**Provided data:**
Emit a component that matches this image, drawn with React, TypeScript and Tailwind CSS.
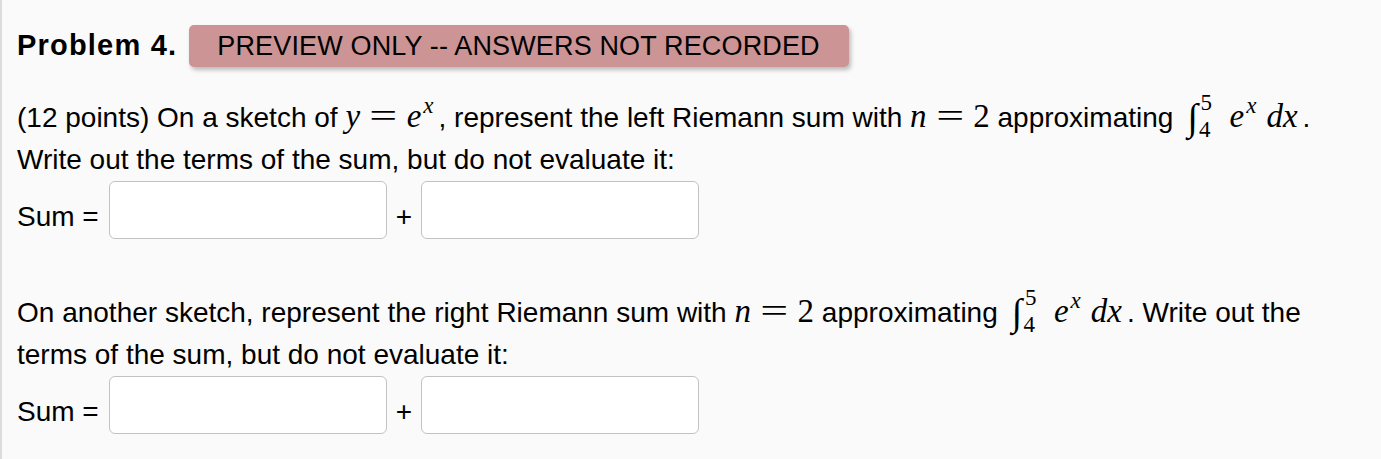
import type { ReactNode } from 'react';

const sans = "font-['Liberation_Sans',Arial,sans-serif]";
const serif = "font-['Liberation_Serif','Times_New_Roman',serif]";

function V({ children }: { children: ReactNode }) {
  return <span className={`${serif} italic text-[33px] leading-none`}>{children}</span>;
}

function Eq() {
  return (
    <span className={`${serif} inline-block scale-x-150 text-[33px] leading-none mx-[14px]`}>=</span>
  );
}

function ExpX() {
  return (
    <>
      <V>e</V>
      <span className={`${serif} italic text-[23px] leading-none relative -top-[14px] ml-[2px]`}>x</span>
    </>
  );
}

function Integral() {
  return (
    <>
      <span className={`${serif} italic text-[38px] leading-[28px] relative top-[3px] ml-[6px]`}>∫</span>
      <span className={`${serif} text-[23px] leading-none relative -top-[17px] ml-[3px]`}>5</span>
      <span className={`${serif} text-[23px] leading-none relative top-[10px] -ml-[13px]`}>4</span>
      <span className="inline-block w-[19px]" />
      <ExpX />
      <span className="inline-block w-[10px]" />
      <V>dx</V>
      <span className="inline-block w-[5px]" />
    </>
  );
}

function SumRow() {
  return (
    <div className="flex items-end h-[58px]">
      <span className="mb-[8px] leading-[28px]">Sum =</span>
      <input
        type="text"
        className="ml-[10px] w-[278px] h-[58px] bg-white border border-[#c2c2c2] rounded-[6px] outline-none"
      />
      <span className="mb-[8px] leading-[28px] px-[9px]">+</span>
      <input
        type="text"
        className="w-[278px] h-[58px] bg-white border border-[#c2c2c2] rounded-[6px] outline-none"
      />
    </div>
  );
}

export default function App() {
  return (
    <div className={`${sans} min-h-screen bg-[#fafafa] border-l-2 border-[#dcdcdc] pl-[15px] text-black text-[28px]`}>
      {/* Header */}
      <div className="pt-[24px] flex items-center">
        <span className="text-[29px] font-bold tracking-[1.2px]">Problem 4.</span>
        <div className="ml-[12px] h-[42px] flex items-center pl-[28px] pr-[29px] bg-[#cc9494] rounded-[5px] shadow-[2px_3px_4px_rgba(0,0,0,0.25)]">
          <span className="text-[27px] tracking-[0.15px]">PREVIEW ONLY -- ANSWERS NOT RECORDED</span>
        </div>
      </div>

      {/* Part 1 */}
      <div className="mt-[29px] leading-[42px] whitespace-nowrap">
        (12 points) On a sketch of <V>y</V>
        <Eq />
        <ExpX />
        <span className="ml-[5px]">, represent the left Riemann sum with </span>
        <V>n</V>
        <Eq />
        <span className={`${serif} text-[33px] leading-none`}>2</span> approximating <Integral />.
        <br />
        Write out the terms of the sum, but do not evaluate it:
      </div>
      <SumRow />

      {/* Part 2 */}
      <div className="mt-[53px] leading-[42px] whitespace-nowrap">
        On another sketch, represent the right Riemann sum with <V>n</V>
        <Eq />
        <span className={`${serif} text-[33px] leading-none`}>2</span> approximating <Integral />. Write out the
        <br />
        terms of the sum, but do not evaluate it:
      </div>
      <SumRow />
    </div>
  );
}
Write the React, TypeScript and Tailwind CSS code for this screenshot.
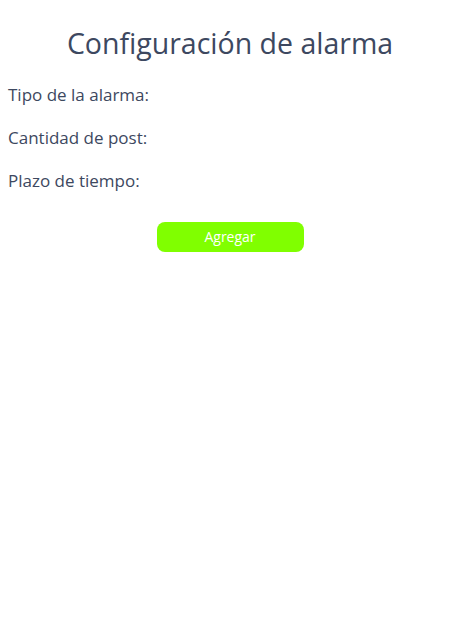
import React from 'react';

const App = () => {
  return (
    <div className="min-h-[638px] bg-white text-[#3d4860] font-['Segoe_UI','Open_Sans',sans-serif]">
      <h1 className="pt-[24px] text-center text-[28.5px] leading-[38px]">Configuración de alarma</h1>
      <div className="mt-[21px] px-2 flex flex-col gap-[19px] text-[17px] leading-[24px]">
        <label>Tipo de la alarma:</label>
        <label>Cantidad de post:</label>
        <label>Plazo de tiempo:</label>
      </div>
      <div className="mt-[29px] flex justify-center">
        <button className="w-[147px] h-[30px] rounded-lg bg-[#80ff00] text-white text-sm">Agregar</button>
      </div>
    </div>
  );
};

export default App;
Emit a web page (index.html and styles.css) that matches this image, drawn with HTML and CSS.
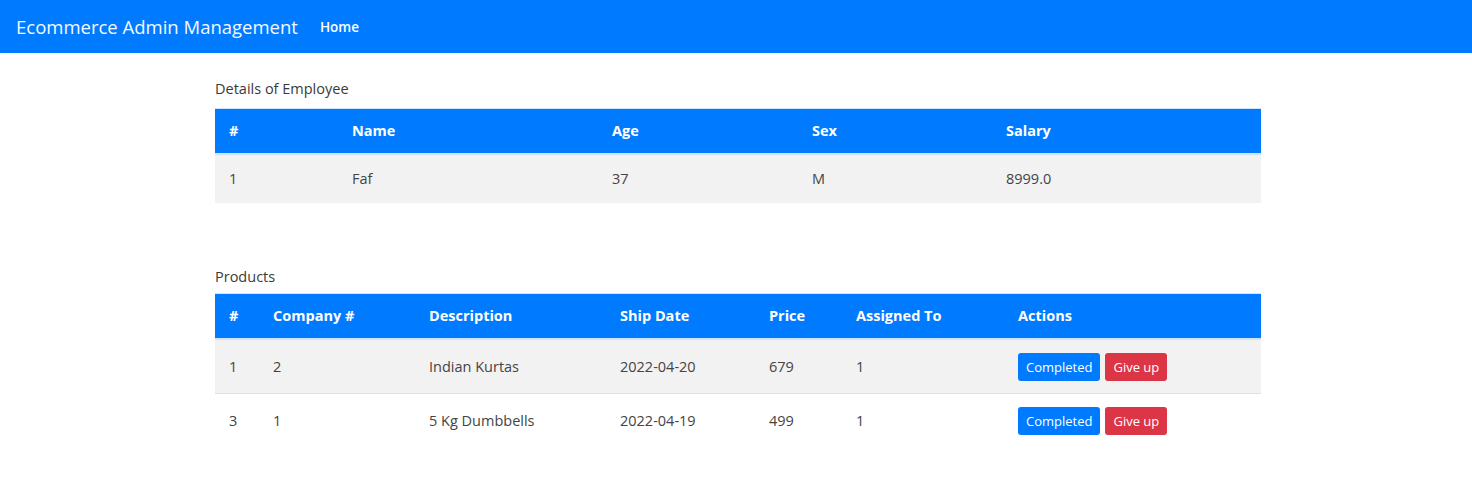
FILE: index.html
```html
<!DOCTYPE html>
<html lang="en">
<head>
<meta charset="utf-8">
<title>Ecommerce Admin Management</title>
<link rel="stylesheet" href="styles.css">
</head>
<body>
<nav class="navbar">
  <span class="brand">Ecommerce Admin Management</span>
  <a class="nav-link" href="#">Home</a>
</nav>
<main class="container">
  <section class="section section-employee">
    <h2 class="section-title">Details of Employee</h2>
    <table class="table">
      <colgroup>
        <col class="e1"><col class="e2"><col class="e3"><col class="e4"><col class="e5">
      </colgroup>
      <thead>
        <tr><th>#</th><th>Name</th><th>Age</th><th>Sex</th><th>Salary</th></tr>
      </thead>
      <tbody>
        <tr class="odd"><td>1</td><td>Faf</td><td>37</td><td>M</td><td>8999.0</td></tr>
      </tbody>
    </table>
  </section>
  <section class="section section-products">
    <h2 class="section-title">Products</h2>
    <table class="table">
      <colgroup>
        <col class="p1"><col class="p2"><col class="p3"><col class="p4"><col class="p5"><col class="p6"><col class="p7">
      </colgroup>
      <thead>
        <tr><th>#</th><th>Company #</th><th>Description</th><th>Ship Date</th><th>Price</th><th>Assigned To</th><th>Actions</th></tr>
      </thead>
      <tbody>
        <tr class="odd">
          <td>1</td><td>2</td><td>Indian Kurtas</td><td>2022-04-20</td><td>679</td><td>1</td>
          <td class="actions-cell"><div class="actions"><button class="btn btn-primary">Completed</button><button class="btn btn-danger">Give up</button></div></td>
        </tr>
        <tr>
          <td>3</td><td>1</td><td>5 Kg Dumbbells</td><td>2022-04-19</td><td>499</td><td>1</td>
          <td class="actions-cell"><div class="actions"><button class="btn btn-primary">Completed</button><button class="btn btn-danger">Give up</button></div></td>
        </tr>
      </tbody>
    </table>
  </section>
</main>
</body>
</html>
```

FILE: styles.css
```css
* { box-sizing: border-box; }

body {
  margin: 0;
  background: #ffffff;
  font-family: "Open Sans", "Noto Sans", sans-serif;
  color: #333;
}

.navbar {
  height: 53px;
  background: #007bff;
  display: flex;
  align-items: center;
  padding: 0 16px;
  gap: 22px;
}

.brand {
  font-size: 18.5px;
  color: #f4f9ff;
  line-height: 26px;
}

.nav-link {
  font-size: 13.5px;
  font-weight: 600;
  color: #ffffff;
  text-decoration: none;
  line-height: 20px;
}

.container {
  width: 1050px;
  margin: 0 auto;
  padding-left: 4px;
}

.section-employee { padding-top: 26px; }
.section-products { padding-top: 64px; }

.section-title {
  margin: 0 0 9px;
  font-size: 14.5px;
  font-weight: 400;
  line-height: 20px;
  color: #3a3a3a;
}

.section-products .section-title { margin-bottom: 6px; }

.table {
  width: 100%;
  border-collapse: collapse;
  table-layout: fixed;
  font-size: 14.5px;
}

.table th {
  background: #007bff;
  color: #ffffff;
  font-weight: 700;
  text-align: left;
  padding: 12px 14px;
  line-height: 20px;
  border-top: 1px solid #cfe4fb;
  border-bottom: 2px solid #cfe4fb;
}

.table td {
  padding: 12px 14px;
  line-height: 24px;
  border-top: 1px solid #dee2e6;
  color: #444;
  vertical-align: middle;
}

.table tr.odd td { background: #f2f2f2; }

.e1 { width: 123px; }
.e2 { width: 260px; }
.e3 { width: 200px; }
.e4 { width: 194px; }
.e5 { width: 269px; }

.p1 { width: 44px; }
.p2 { width: 156px; }
.p3 { width: 191px; }
.p4 { width: 149px; }
.p5 { width: 87px; }
.p6 { width: 162px; }
.p7 { width: 257px; }

.table td.actions-cell { padding-top: 13px; padding-bottom: 12px; }

.actions {
  display: flex;
  gap: 5px;
  align-items: center;
}

.btn {
  font-family: "Open Sans", "Noto Sans", sans-serif;
  font-size: 13px;
  height: 28px;
  padding: 0 8px;
  border: none;
  border-radius: 3px;
  color: #ffffff;
  line-height: 28px;
  cursor: pointer;
}

.btn-primary { background: #007bff; }
.btn-danger { background: #dc3545; }
```
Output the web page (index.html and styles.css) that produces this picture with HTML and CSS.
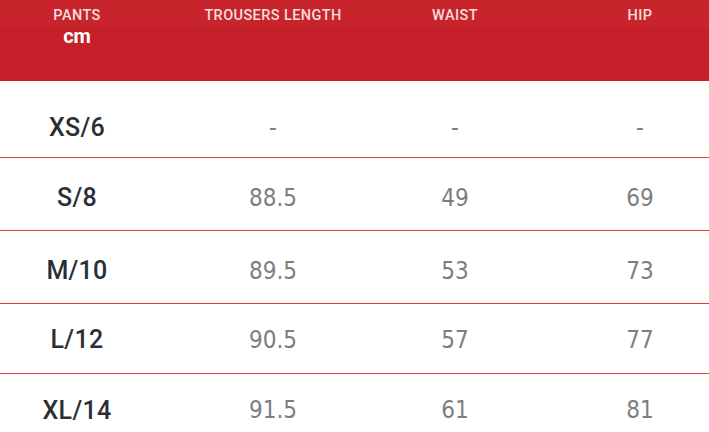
FILE: index.html
```html
<!DOCTYPE html>
<html>
<head>
<meta charset="utf-8">
<link rel="stylesheet" href="styles.css">
</head>
<body>
<div class="chart">
  <div class="head">
    <div class="hrow top">
      <div class="hc">PANTS</div>
      <div class="hc">TROUSERS LENGTH</div>
      <div class="hc">WAIST</div>
      <div class="hc last">HIP</div>
    </div>
    <div class="hrow unit">
      <div class="hc cm">cm</div>
    </div>
  </div>
  <div class="row first">
    <div class="size">XS/6</div><div class="val">-</div><div class="val">-</div><div class="val last">-</div>
  </div>
  <div class="row">
    <div class="size">S/8</div><div class="val">88.5</div><div class="val">49</div><div class="val last">69</div>
  </div>
  <div class="row">
    <div class="size">M/10</div><div class="val">89.5</div><div class="val">53</div><div class="val last">73</div>
  </div>
  <div class="row short">
    <div class="size">L/12</div><div class="val">90.5</div><div class="val">57</div><div class="val last">77</div>
  </div>
  <div class="row end">
    <div class="size">XL/14</div><div class="val">91.5</div><div class="val">61</div><div class="val last">81</div>
  </div>
</div>
</body>
</html>
```
FILE: styles.css
```css
html, body {
  margin: 0;
  padding: 0;
  background: #ffffff;
  overflow: hidden;
}
body {
  width: 709px;
  height: 432px;
  font-family: "DejaVu Sans Condensed", "DejaVu Sans", sans-serif;
  font-stretch: condensed;
}
.chart {
  width: 709px;
}
.head {
  background: #c5202a;
  height: 81px;
  color: #f4dede;
}
.hrow {
  display: grid;
  grid-template-columns: 154px 238px 126px 191px;
}
.hrow.top {
  background: #c8242c;
  height: 27px;
  align-items: start;
  padding-top: 7px;
  box-sizing: border-box;
  font-family: Roboto, "DejaVu Sans", sans-serif;
  font-stretch: normal;
  font-weight: 500;
  font-size: 14.5px;
  letter-spacing: 0.4px;
  line-height: 18px;
}
.hc {
  text-align: center;
}
.last {
  padding-left: 53px;
}
.cm {
  color: #ffffff;
  font-family: Roboto, "DejaVu Sans", sans-serif;
  font-stretch: normal;
  font-weight: bold;
  font-size: 20px;
  line-height: 20px;
  margin-top: -1px;
}
.row {
  display: grid;
  grid-template-columns: 154px 238px 126px 191px;
  align-items: center;
  height: 73px;
  border-bottom: 1px solid #dd3a42;
  box-sizing: border-box;
  padding-top: 7px;
}
.row.first {
  height: 77px;
  padding-top: 17px;
}
.row.short {
  height: 70px;
  padding-top: 2px;
}
.row.end {
  padding-top: 0;
}
.size {
  text-align: center;
  font-family: Roboto, "DejaVu Sans", sans-serif;
  font-stretch: normal;
  font-size: 25px;
  font-weight: 500;
  letter-spacing: 0.3px;
  color: #2a2f36;
}
.val {
  text-align: center;
  font-size: 24px;
  font-weight: 300;
  color: #7b7e82;
}
```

**Problem requirements:** Copy out exactly the material that runs from the line with "Write the React, TypeScript" to the line with "export default App;", ends included, and leave the pictures behind.

**Output for this task:**
Write the React, TypeScript and Tailwind CSS code for this screenshot.
import React from 'react';

const App = () => {
  return (
    <div className="min-h-[638px] bg-white text-[#3d4860] font-['Segoe_UI','Open_Sans',sans-serif]">
      <h1 className="pt-[24px] text-center text-[28.5px] leading-[38px]">Configuración de alarma</h1>
      <div className="mt-[21px] px-2 flex flex-col gap-[19px] text-[17px] leading-[24px]">
        <label>Tipo de la alarma:</label>
        <label>Cantidad de post:</label>
        <label>Plazo de tiempo:</label>
      </div>
      <div className="mt-[29px] flex justify-center">
        <button className="w-[147px] h-[30px] rounded-lg bg-[#80ff00] text-white text-sm">Agregar</button>
      </div>
    </div>
  );
};

export default App;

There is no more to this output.